Шифровальный зал — это крепость. Войти в нее сложное предприятие. Выйти из нее, если кто-то заподозрит нарушение секретности, невозможно. Строжайший контроль относится и к входящим и к исходящим телефонограммам. Они должны записываться от руки в специальные гроссбухи с пронумерованными страницами. Приготовить черновик вне этого помещения или вынести копию из комнаты — нарушение правил. Поэтому все материалы Миссии, имеющие какое-то отношение к шифрованным документам, хранятся за двойными дверями на седьмом этаже. К ним трудно добраться, их сложно использовать, но зато — абсолютная секретность. Чтобы исключить малейшую возможность расшифровки секретного кода, например, по стуку пишущей машинки, при составлении телефонограмм запрещено было ими пользоваться. Правда, подслушивание практически невозможно. Внутри шифровальный зал звуконепроницаем, как и кабинет Малика. Но КГБ всегда предпочитает перебдеть, чем недобдеть. Более того, я был уверен, что охранники следят за нами через потайные отверстия, когда мы читаем телефонограммы.

Следуя совету Джонсона, я попытался прочитать телефонограммы свежими глазами. Поначалу мне показалось, что вряд ли Джонсон сочтет это ценной информацией. Там было несколько инструкций по малозначительным делам ООН, ряд "циркуляров” — сообщения из других миссий, которые Министерство иностранных дел обычно рассылает в учреждения, связанные с этими проблемами, — но не было ничего, что могло бы действительно представлять интерес.

Назначенный день приближался, а я не знал, что подумает Джонсон, когда я принесу ему такую мелкую добычу. Может, он будет выспрашивать меня, пока я не сообщу ему что-либо сенсационное? И сколько времени это займет? Я не намерен шпионить слишком долго.

Джонсон предложил провести нашу первую рабочую встречу во время ленча. Но он-то был в безопасности в своем доме, а я шел по улице среди бела дня, беззащитный, у всех на виду.

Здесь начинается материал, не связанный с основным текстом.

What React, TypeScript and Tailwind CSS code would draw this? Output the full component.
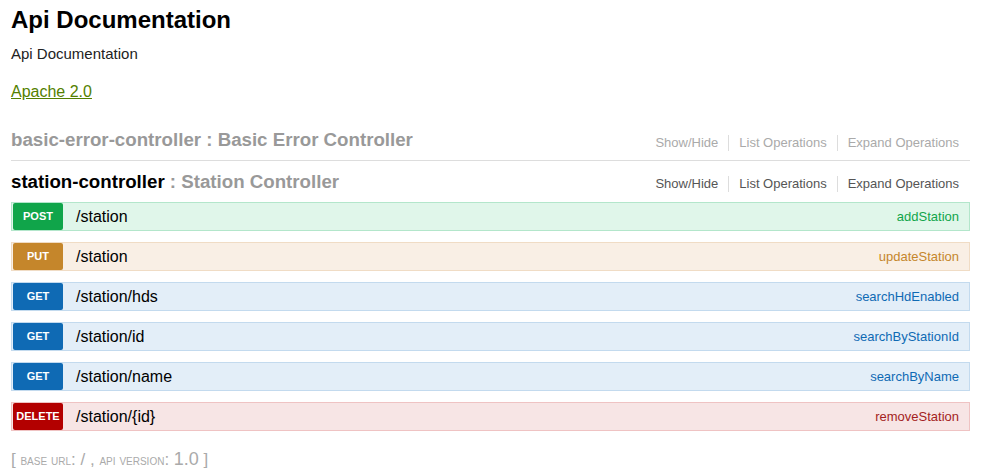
import React from 'react';

type Op = {
  method: string;
  path: string;
  summary: string;
  row: string;
  badge: string;
  text: string;
};

const ops: Op[] = [
  { method: 'POST', path: '/station', summary: 'addStation', row: 'bg-[#e0f6ea] border-[#b3e6cb]', badge: 'bg-[#10a54a]', text: 'text-[#10a54a]' },
  { method: 'PUT', path: '/station', summary: 'updateStation', row: 'bg-[#f9efe5] border-[#f0dcc5]', badge: 'bg-[#c5862b]', text: 'text-[#c5862b]' },
  { method: 'GET', path: '/station/hds', summary: 'searchHdEnabled', row: 'bg-[#e3eef8] border-[#c3daee]', badge: 'bg-[#0f6ab4]', text: 'text-[#0f6ab4]' },
  { method: 'GET', path: '/station/id', summary: 'searchByStationId', row: 'bg-[#e3eef8] border-[#c3daee]', badge: 'bg-[#0f6ab4]', text: 'text-[#0f6ab4]' },
  { method: 'GET', path: '/station/name', summary: 'searchByName', row: 'bg-[#e3eef8] border-[#c3daee]', badge: 'bg-[#0f6ab4]', text: 'text-[#0f6ab4]' },
  { method: 'DELETE', path: '/station/{id}', summary: 'removeStation', row: 'bg-[#f7e5e5] border-[#efc3c3]', badge: 'bg-[#b30000]', text: 'text-[#a41e22]' },
];

function Actions({ dim }: { dim?: boolean }) {
  const color = dim ? 'text-[#aaaaaa]' : 'text-[#555555]';
  return (
    <ul className={`mt-[4px] flex items-center text-[13px] ${color}`}>
      <li className="pr-[10px] border-r border-[#dddddd] leading-[16px]">Show/Hide</li>
      <li className="px-[10px] border-r border-[#dddddd] leading-[16px]">List Operations</li>
      <li className="pl-[10px] pr-[11px] leading-[16px]">Expand Operations</li>
    </ul>
  );
}

export default function App() {
  return (
    <div className="w-[995px] h-[471px] bg-white pl-[11px] pr-[25px] font-['Liberation_Sans',Arial,sans-serif] text-[#333333]">
      <h1 className="text-[24px] font-bold text-black leading-[28px] pt-[6px]">Api Documentation</h1>
      <p className="text-[15px] leading-[18px] mt-[11px] text-[#222222]">Api Documentation</p>
      <a className="block w-fit text-[16px] leading-[18px] mt-[20px] text-[#547f00] underline">Apache 2.0</a>

      <div className="mt-[24px] flex items-center justify-between h-[36px] border-b border-[#dddddd] pb-[4px]">
        <h2 className="text-[18.7px] font-bold text-[#999999]">basic-error-controller : Basic Error Controller</h2>
        <Actions dim />
      </div>

      <div className="flex items-center justify-between h-[41px] pt-px">
        <h2 className="text-[18.7px] font-bold text-[#999999]">
          <span className="text-black">station-controller</span> : Station Controller
        </h2>
        <Actions />
      </div>

      <div className="flex flex-col gap-[11px]">
        {ops.map((op, i) => (
          <div key={i} className={`flex items-center h-[29px] border ${op.row}`}>
            <span className={`ml-px w-[50px] h-[27px] rounded-[2px] flex items-center justify-center text-[11px] font-bold text-white ${op.badge}`}>
              {op.method}
            </span>
            <span className="ml-[13px] text-[16px] text-black flex-1">{op.path}</span>
            <span className={`text-[13px] pr-[10px] ${op.text}`}>{op.summary}</span>
          </div>
        ))}
      </div>

      <div className="mt-[19px] text-[#aaaaaa] text-[17px] leading-[18px]">
        [ <span className="[font-variant:small-caps] text-[14px]">base url</span>: / , <span className="[font-variant:small-caps] text-[14px]">api version</span>: <span className="text-[18px]">1.0</span> ]
      </div>
    </div>
  );
}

Толпа в большом городе — хороший заслон. При желании можно замешаться в эту массу равнодушных прохожих и скрыться в ней. Но я-то знал, что если кто-то и сумеет стать невидимым, то это буду не я, а какой-нибудь профессионал, не сводящий глаз с моей спины.

В тот день было прохладно и люди не прогуливались, а торопливо шли по делам. Я двигался медленнее, чем прочие, дважды останавливаясь перед витринами, когда замечал советских служащих ООН, идущих в том же направлении. Наверное, они торопились в недорогой кафетерий в Миссии, и никто не обратил на меня внимания.

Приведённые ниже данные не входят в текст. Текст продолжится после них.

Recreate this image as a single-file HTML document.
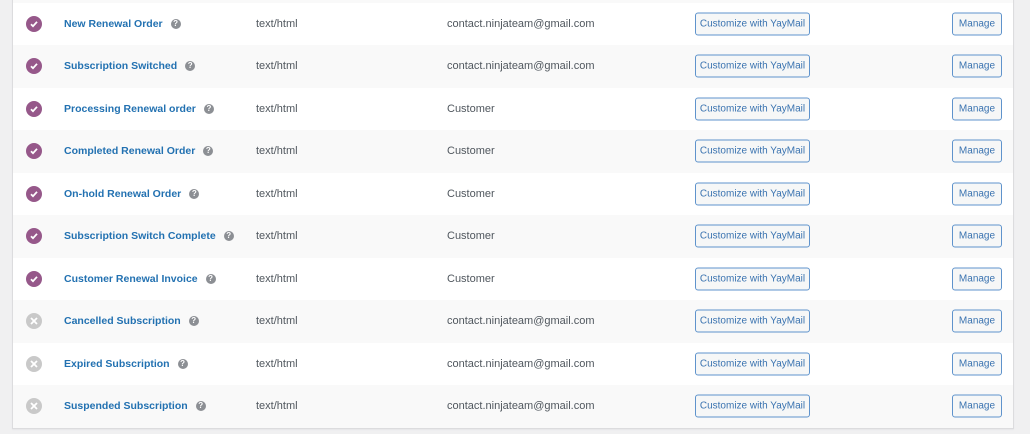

И все же, повернув в переулок и увидев знакомое здание, я решил в последнюю минуту схитрить. Я быстро прошел квартал, миновал дверь Джонсона, рассматривая номера домов и делая вид, будто ошибся, а затем свернул к Третьей авеню. Насколько я мог судить, весь этот мой трюк не привлек ничьего внимания. Немногочисленным прохожим не было до меня дела. Я позвонил в дверь.

Джонсон открыл тут же:

— Вы заблудились? Я видел, как вы прошли тут минуту назад.

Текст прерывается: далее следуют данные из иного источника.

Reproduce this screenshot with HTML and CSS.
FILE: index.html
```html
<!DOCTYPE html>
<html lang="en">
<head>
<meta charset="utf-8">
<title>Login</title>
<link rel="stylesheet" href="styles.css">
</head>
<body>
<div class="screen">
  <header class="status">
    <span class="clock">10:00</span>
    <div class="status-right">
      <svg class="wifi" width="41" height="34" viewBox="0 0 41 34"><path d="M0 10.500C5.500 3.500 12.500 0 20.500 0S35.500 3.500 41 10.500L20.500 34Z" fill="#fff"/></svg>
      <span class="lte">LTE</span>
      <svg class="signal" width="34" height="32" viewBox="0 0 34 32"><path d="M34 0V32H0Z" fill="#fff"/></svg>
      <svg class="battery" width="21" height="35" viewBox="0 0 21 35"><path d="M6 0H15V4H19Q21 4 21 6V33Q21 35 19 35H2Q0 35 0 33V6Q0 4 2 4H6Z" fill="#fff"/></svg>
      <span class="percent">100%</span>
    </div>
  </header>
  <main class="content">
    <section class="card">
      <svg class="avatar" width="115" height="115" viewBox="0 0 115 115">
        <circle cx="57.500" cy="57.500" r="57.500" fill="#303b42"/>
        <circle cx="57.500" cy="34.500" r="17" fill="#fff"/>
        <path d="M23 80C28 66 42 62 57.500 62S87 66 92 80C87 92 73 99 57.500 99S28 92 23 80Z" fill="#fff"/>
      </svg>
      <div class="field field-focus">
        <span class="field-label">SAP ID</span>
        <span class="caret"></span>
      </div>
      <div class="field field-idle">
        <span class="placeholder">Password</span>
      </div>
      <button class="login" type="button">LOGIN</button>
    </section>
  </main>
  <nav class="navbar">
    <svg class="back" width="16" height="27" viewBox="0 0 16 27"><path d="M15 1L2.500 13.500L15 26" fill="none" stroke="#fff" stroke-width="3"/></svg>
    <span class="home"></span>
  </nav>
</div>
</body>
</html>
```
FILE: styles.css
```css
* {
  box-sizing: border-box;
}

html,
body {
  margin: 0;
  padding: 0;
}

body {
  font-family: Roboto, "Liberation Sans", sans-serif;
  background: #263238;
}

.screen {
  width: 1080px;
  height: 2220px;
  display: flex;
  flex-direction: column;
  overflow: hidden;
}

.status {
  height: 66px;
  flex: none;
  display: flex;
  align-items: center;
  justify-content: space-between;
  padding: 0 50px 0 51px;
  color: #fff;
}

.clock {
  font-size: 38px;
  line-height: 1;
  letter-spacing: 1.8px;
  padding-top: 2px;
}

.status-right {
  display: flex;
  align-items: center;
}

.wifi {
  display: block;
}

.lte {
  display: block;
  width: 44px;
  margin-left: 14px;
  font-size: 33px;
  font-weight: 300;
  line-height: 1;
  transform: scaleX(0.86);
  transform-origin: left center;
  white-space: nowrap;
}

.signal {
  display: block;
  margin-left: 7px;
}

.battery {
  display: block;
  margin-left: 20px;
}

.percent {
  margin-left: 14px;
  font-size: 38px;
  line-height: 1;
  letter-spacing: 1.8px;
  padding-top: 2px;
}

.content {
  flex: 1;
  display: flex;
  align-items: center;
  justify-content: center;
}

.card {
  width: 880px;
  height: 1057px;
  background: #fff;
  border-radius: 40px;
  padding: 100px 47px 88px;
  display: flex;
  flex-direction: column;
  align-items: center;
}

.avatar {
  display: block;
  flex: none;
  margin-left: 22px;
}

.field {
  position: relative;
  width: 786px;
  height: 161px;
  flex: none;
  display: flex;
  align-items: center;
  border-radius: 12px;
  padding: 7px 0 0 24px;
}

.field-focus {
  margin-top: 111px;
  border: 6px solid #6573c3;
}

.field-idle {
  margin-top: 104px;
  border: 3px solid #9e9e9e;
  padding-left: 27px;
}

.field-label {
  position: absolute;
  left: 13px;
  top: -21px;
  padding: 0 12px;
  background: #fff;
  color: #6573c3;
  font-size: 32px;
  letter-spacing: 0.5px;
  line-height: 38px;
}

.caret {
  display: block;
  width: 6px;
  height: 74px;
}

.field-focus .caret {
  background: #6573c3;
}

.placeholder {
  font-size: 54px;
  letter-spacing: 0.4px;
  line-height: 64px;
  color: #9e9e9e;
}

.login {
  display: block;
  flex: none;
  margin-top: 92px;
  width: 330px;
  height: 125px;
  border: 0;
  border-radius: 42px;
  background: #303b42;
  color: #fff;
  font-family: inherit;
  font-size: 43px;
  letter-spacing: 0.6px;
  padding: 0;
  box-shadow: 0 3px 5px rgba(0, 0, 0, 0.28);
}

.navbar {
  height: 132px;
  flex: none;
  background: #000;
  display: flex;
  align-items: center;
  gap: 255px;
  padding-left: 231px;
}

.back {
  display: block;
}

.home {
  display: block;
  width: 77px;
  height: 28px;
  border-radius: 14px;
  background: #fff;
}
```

Я объяснил, что и почему я делал. Он хмыкнул:

— Набираетесь опыта.

В тот день наша беседа длилась недолго. Рассказывая Джонсону, что мои бдения в шифровальной оказались бесплодны, я внимательно следил за выражением его лица.

— Не волнуйтесь, Энди. Я все понимаю, — сказал он. — Мы вас не торопим.

Он вроде бы успокаивал меня, но было в его тоне что-то неуловимое, и мне показалось, что моя шпионская служба может затянуться куда дольше, чем я думал. Мне пришло в голову, что Джонсон не слишком хорошо представляет, какую информацию он может от меня получить, и тянет время. Я знал это чувство: я сам часто испытывал его на переговорах, приходя на заседания без четких инструкций, и мне ничего не оставалось делать, как повторять избитые фразы и ждать дальнейшего развития событий. Но я отогнал от себя эту мысль. Вместо этого я решил интерпретировать поведение американца как последнюю проверку моей искренности. Вряд ли его можно за это осуждать. Если бы мы поменялись ролями, я тоже был бы чрезвычайно осторожен. Джонсон сказал, что они хотели бы обсудить со мной еще массу важных дел, кроме текущей информации, почерпнутой из телефонограмм, но сейчас нет времени. Он предложил заняться формальностями.

— Мне нужна ваша фотография и отпечатки пальцев.

— Зачем? — удивился я.

— Это просто для документации: чтобы другие знали, что вы тот, за кого вы себя выдаете, если вдруг придется это доказывать, а меня поблизости не будет.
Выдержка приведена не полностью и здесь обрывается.